Hot Stamper Pressings of the Music of The Beatles Available Now

No artists’ records have been more important to my evolution as an audiophile than those of The Beatles.

This commentary was written about 15 years ago. Unlike some of the things I used to say about records and audio, practically every word of this commentary still holds true in my opinion.

The sound of the best pressings of The Beatles — when cleaned with the Prelude Enzyme System on the Odyssey machine — are truly a revelation.

So much of what holds their records back is not bad mastering or poor pressing quality or problems with the recording itself.

It’s getting the damn vinyl clean.

(It’s also helpful to have high quality playback equipment that doesn’t add to the inherent limitations of the recordings.)

Know why you never hear Beatles vinyl playing in stereo stores or audio shows?*

Because they’re TOO DAMN HARD to reproduce. You need seriously tweaked, top-quality, correct-sounding equipment — and just the right pressings, natch — to get The Beatles’ music to sound right, and that’s just not the kind of stuff they have at stereo stores and audio shows. (Don’t get me started.)

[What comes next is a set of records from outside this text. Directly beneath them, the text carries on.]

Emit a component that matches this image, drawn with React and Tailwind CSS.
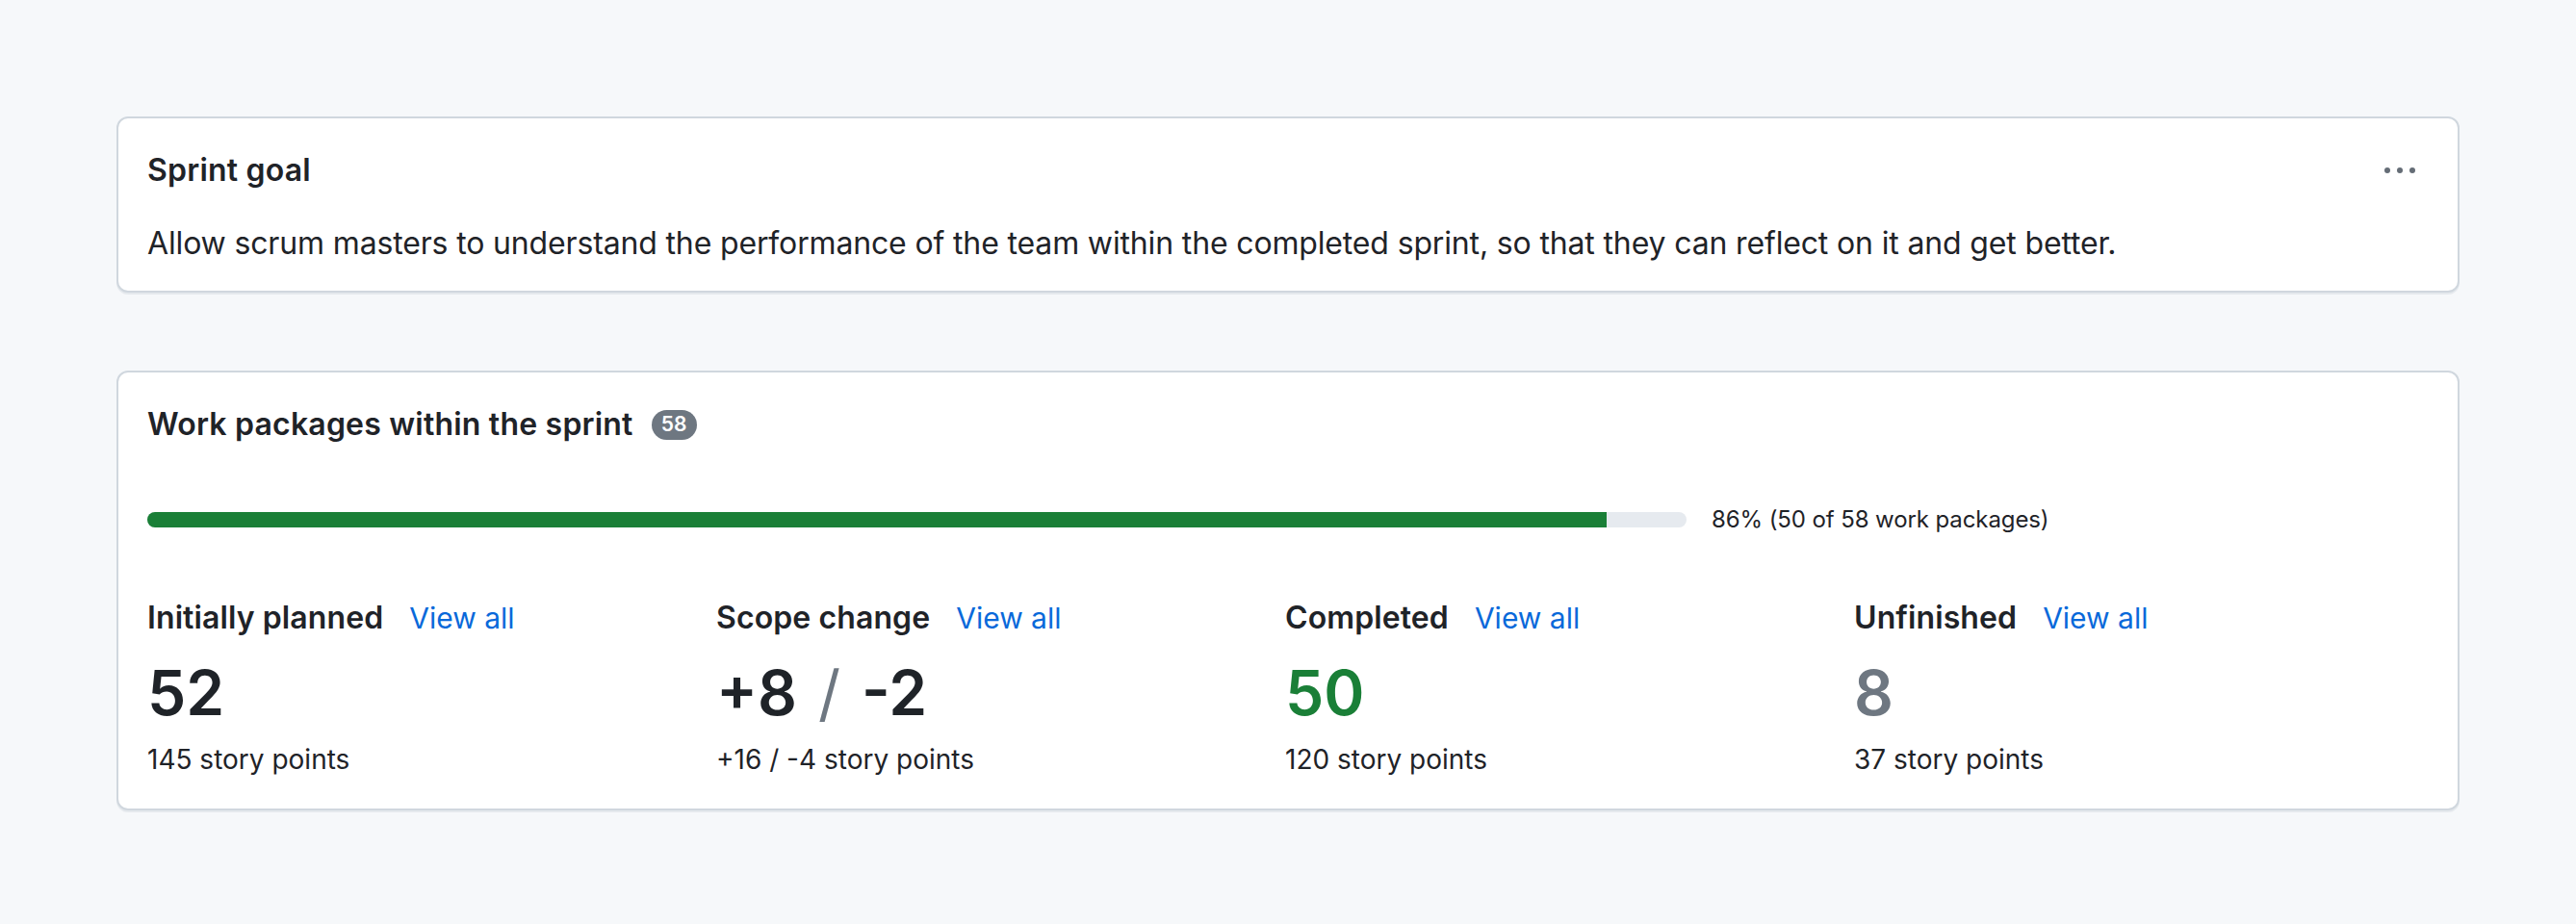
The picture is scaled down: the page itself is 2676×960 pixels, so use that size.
export default function App() {
  const stats = [
    { title: "Initially planned", value: <span>52</span>, color: "text-[#1f2328]", points: "145 story points" },
    {
      title: "Scope change",
      value: (
        <span>
          +8<span className="mx-[22px] font-normal text-[#6e7781]">/</span>-2
        </span>
      ),
      color: "text-[#1f2328]",
      points: "+16 / -4 story points",
    },
    { title: "Completed", value: <span>50</span>, color: "text-[#1a7f37]", points: "120 story points" },
    { title: "Unfinished", value: <span>8</span>, color: "text-[#6e7781]", points: "37 story points" },
  ];

  return (
    <div className="min-h-screen bg-[#f6f8fa] px-[121px] pt-[121px] pb-10 font-[Inter,sans-serif] text-[#1f2328]">
      <section className="rounded-[12px] border-2 border-[#d0d7de] bg-white px-[30px] pt-[30px] pb-[25px] shadow-[0_2px_0_rgba(208,215,222,0.45)]">
        <div className="flex items-center justify-between">
          <h2 className="text-[32px] leading-[48px] font-semibold tracking-[0.2px]">Sprint goal</h2>
          <button className="flex h-[48px] w-[60px] items-center justify-center gap-[7px]">
            <span className="h-[6px] w-[6px] rounded-full bg-[#656d76]"></span>
            <span className="h-[6px] w-[6px] rounded-full bg-[#656d76]"></span>
            <span className="h-[6px] w-[6px] rounded-full bg-[#656d76]"></span>
          </button>
        </div>
        <p className="mt-[28px] text-[32px] leading-[48px] tracking-[-0.15px]">
          Allow scrum masters to understand the performance of the team within the completed sprint, so that they can reflect on it and get better.
        </p>
      </section>

      <section className="mt-[81px] rounded-[12px] border-2 border-[#d0d7de] bg-white px-[30px] pt-[30px] pb-[30px] shadow-[0_2px_0_rgba(208,215,222,0.45)]">
        <div className="flex items-center">
          <h2 className="text-[32px] leading-[48px] font-semibold tracking-[0.2px]">Work packages within the sprint</h2>
          <span className="ml-[19px] flex h-[31px] w-[47px] items-center justify-center rounded-full bg-[#6e7781] text-[21px] font-semibold text-white">
            58
          </span>
        </div>

        <div className="mt-[57px] flex h-[36px] items-center">
          <div className="h-[16px] w-[1599px] overflow-hidden rounded-full bg-[#e6eaef]">
            <div className="h-full w-[94.8%] bg-[#1a7f37]"></div>
          </div>
          <span className="ml-[26px] text-[24px] leading-[36px] tracking-[-0.1px]">86% (50 of 58 work packages)</span>
        </div>

        <div className="mt-[60px] grid grid-cols-[repeat(4,591px)]">
          {stats.map((s) => (
            <div key={s.title} className="flex flex-col">
              <div className="flex items-center">
                <span className="text-[32px] leading-[48px] font-semibold tracking-[0.1px]">{s.title}</span>
                <a className="ml-[27px] text-[30px] leading-[48px] text-[#0969da]" href="#">
                  View all
                </a>
              </div>
              <div className={`mt-[14px] text-[64px] leading-[80px] font-semibold ${s.color}`}>{s.value}</div>
              <div className="mt-[8px] text-[28px] leading-[42px]">{s.points}</div>
            </div>
          ))}
        </div>
      </section>
    </div>
  );
}
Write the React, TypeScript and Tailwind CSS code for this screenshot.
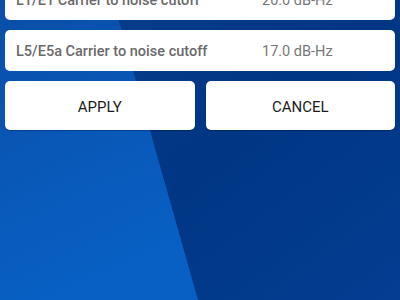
const ROWS = [
  { label: "L1/E1 Carrier to noise cutoff", value: "20.0 dB-Hz" },
  { label: "L5/E5a Carrier to noise cutoff", value: "17.0 dB-Hz" },
];

function Backdrop() {
  return (
    <svg
      className="absolute inset-0 w-full h-full"
      viewBox="0 0 400 300"
      preserveAspectRatio="none"
    >
      <defs>
        <linearGradient id="dark" x1="0" y1="0" x2="1" y2="1">
          <stop offset="0" stopColor="#0a3f8e" />
          <stop offset="0.5" stopColor="#003683" />
          <stop offset="1" stopColor="#043d92" />
        </linearGradient>
        <linearGradient id="light" x1="0" y1="0" x2="0.3" y2="1">
          <stop offset="0" stopColor="#0a4ea8" />
          <stop offset="1" stopColor="#0860c4" />
        </linearGradient>
      </defs>
      <rect x="0" y="0" width="400" height="300" fill="url(#dark)" />
      <polygon points="0,0 113,0 198,300 0,300" fill="url(#light)" />
    </svg>
  );
}

export default function App() {
  return (
    <div className="relative w-[400px] h-[300px] overflow-hidden font-['Roboto',sans-serif]">
      <Backdrop />
      <div className="relative flex flex-col px-[5px]">
        {/* setting rows */}
        <div className="flex flex-col gap-[10px] -mt-[21px]">
          {ROWS.map((r) => (
            <div
              key={r.label}
              className="flex items-center h-[41px] rounded-[5px] bg-white px-[11px] pt-[2px]"
            >
              <span className="w-[246px] text-[14.5px] font-medium text-[#6a6a6a]">{r.label}</span>
              <span className="text-[14.5px] text-[#777777]">{r.value}</span>
            </div>
          ))}
        </div>

        {/* actions */}
        <div className="flex gap-[11px] mt-[10px]">
          {["APPLY", "CANCEL"].map((b) => (
            <button
              key={b}
              className="flex-1 h-[49px] rounded-[5px] bg-white pt-[3px] text-[15px] text-[#1c1c1c] shadow-[0_1px_1px_rgba(0,0,0,0.25)]"
            >
              {b}
            </button>
          ))}
        </div>
      </div>
    </div>
  );
}
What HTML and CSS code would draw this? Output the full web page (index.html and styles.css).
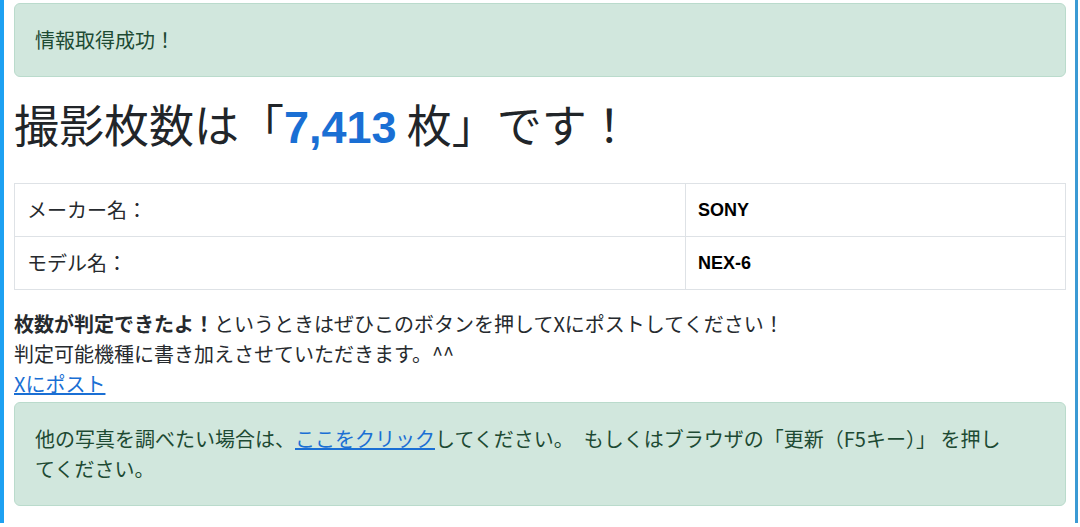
FILE: index.html
```html
<!DOCTYPE html>
<html lang="ja">
<head>
  <meta charset="utf-8">
  <title>撮影枚数チェック</title>
  <link rel="stylesheet" href="styles.css">
</head>
<body>
<div class="frame">
  <div class="alert">情報取得成功！</div>

  <h1 class="count">撮影枚数は「<span class="num">7,413</span> 枚」です！</h1>

  <table class="info">
    <tr>
      <td class="label">メーカー名：</td>
      <td class="value">SONY</td>
    </tr>
    <tr>
      <td class="label">モデル名：</td>
      <td class="value">NEX-6</td>
    </tr>
  </table>

  <p class="note">
    <b>枚数が判定できたよ！</b>というときはぜひこのボタンを押してXにポストしてください！<br>
    判定可能機種に書き加えさせていただきます。^^<br>
    <a href="#">Xにポスト</a>
  </p>

  <div class="alert alert-wide">他の写真を調べたい場合は、<a href="#">ここをクリック</a>してください。　もしくはブラウザの「更新（F5キー）」 を押してください。</div>
</div>
</body>
</html>
```

FILE: styles.css
```css
body{
  margin: 0;
  background: #fff;
  font-family: "Noto Sans CJK JP", "Noto Sans", sans-serif;
  font-size: 20px;
  line-height: 30px;
  color: #262a2e;
}
.frame{
  width: 1078px;
  height: 523px;
  box-sizing: border-box;
  border-left: 4px solid #1da1f2;
  border-right: 3px solid #3b9ad4;
  padding: 3px 9px 0 10px;
}
.alert{
  background: #d1e7dd;
  border: 1px solid #badbcc;
  border-radius: 6px;
  color: #1d4a33;
  padding: 21px 20px;
}
.alert-wide{
  padding-right: 50px;
}
.alert a{
  color: #1a6fd4;
}
.count{
  margin: 20px 0 28px;
  font-size: 45px;
  line-height: 54px;
  font-weight: 400;
  color: #212529;
}
.count .num{
  font-family: "Liberation Sans", Arial, sans-serif;
  font-weight: 700;
  color: #1a6fd4;
}
.info{
  width: 100%;
  border-collapse: collapse;
  margin-bottom: 19px;
}
.info td{
  border: 1px solid #dee2e6;
  padding: 11px 12px;
  height: 30px;
}
.info td.label{
  width: 646px;
}
.info td.value{
  font-family: "Liberation Sans", Arial, sans-serif;
  font-weight: 700;
  font-size: 18px;
  color: #000;
}
.note{
  margin: 0 0 3px;
}
.note a{
  color: #1a6fd4;
}
```
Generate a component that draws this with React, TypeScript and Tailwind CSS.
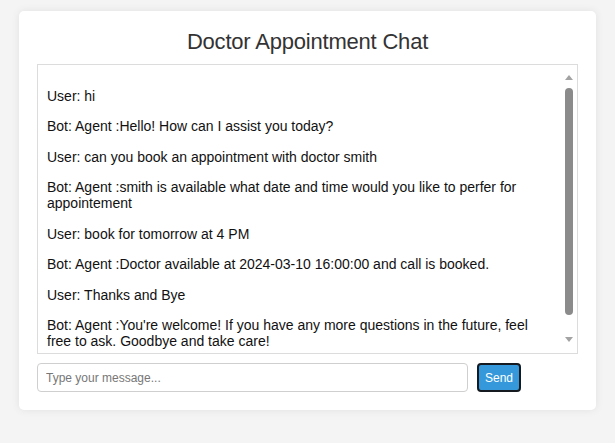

However, you may have noticed that we sell tons of Beatles Hot Stamper pressings. We have the stereo that can play them, we have the technology to clean them, and we know just how good the best pressings can sound. The result? Listings for Beatles Hot Stampers on the site all the time.

Five of their titles — the most of any band — are on our Rock and Pop Top 100 List. That ought to tell you something. (Let It Be and Revolver would easily make the list as well, but seven albums from one band seemed like overkill, so we’re holding firm at five for now.)